In the 2010s, the next iteration of hip hop soul popped up when Bryson Tiller spearheaded a style called “trap soul,” which merged R&B with bass-heavy trap production. Since then, however, R&B as a whole has taken a backseat to other mainstream genres. This has led to much debate over the years regarding its place in the current musical landscape.

Diddy went viral last year when he said R&B was “dead” during an Instagram Live session with Timbaland. But, he seemingly set out to change that with the introduction of Love Records. Songs for Women, Free Game for N**gas is the first project released on the imprint.
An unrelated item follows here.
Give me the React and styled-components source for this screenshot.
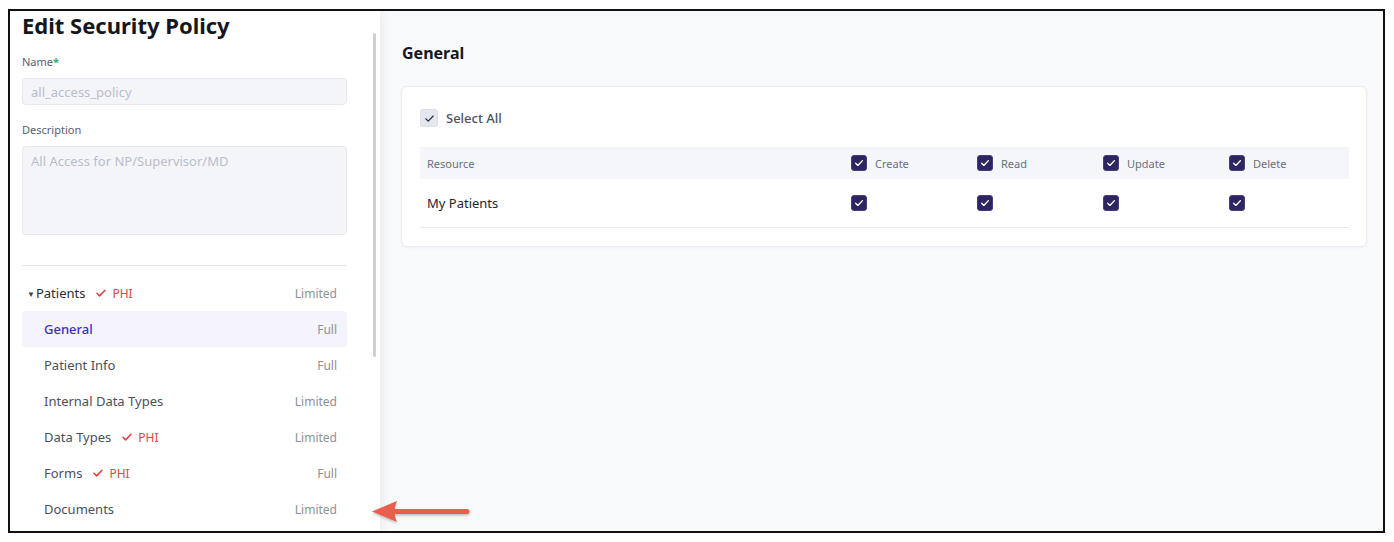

At the time of its founding, Diddy explained that the label would cater exclusively to R&B artists and said that he’s “focused on creating timeless R&B music with the next generation of artists and producers.”

And Jozzy represents that next generation of R&B. Much of the production on her Love Records debut sounds like today’s hip hop, but it still subtly embraces elements from the past. As a result, it can be more appropriately deemed as a modern-day offering in the hip hop soul lineage. For example, the project is filled with tracks like “Alone,” which is slick and sexy and others like “Commotion,” which is an 808-thumping trunk banger.

Jozzy is no stranger to blending genres. Prior to signing with Diddy, she penned Lil Nas X’s viral 2019 country-rap hit “Old Town Road.” She has also written for Beyoncé, Summer Walker, Latto, and more. Another reason Jozzy is so versatile may lie in her ability to appeal to both sexes. She explained her thought process when creating her EP in an interview with Diddy in February.

“Because I am a woman, I love women so much,” she said. “So, I always try to make music that makes women feel something. I also have so many homeboys and brothers that I love equally, so I never male-bash. Therefore, I created this project to give them some game about women.”

Also, when it came down to tapping into her sensual side for the project, Jozzy garnered inspiration from some of Bad Boy’s R&B vets. She told REVOLT that she was “inspired by all the artists that Diddy’s worked with from Total, to 112, to Carl Thomas… He just did a really good job at writing songs for women, like ‘Summer Rain’ and ‘[I Wish].’ If you look at 112, ‘Peaches and Cream’ and ‘Anywhere.’ They made songs that women could sing with their tongues out and eyes closed.”

Despite the project’s hints of the past, Diddy recently made it clear on Twitter that the Love era is not a rehash of Bad Boy. And Jozzy’s EP proves that she is well on her way to carving her own lane. Nonetheless, the singer’s project builds on Diddy’s legacy sound and carries the baton into the next generation.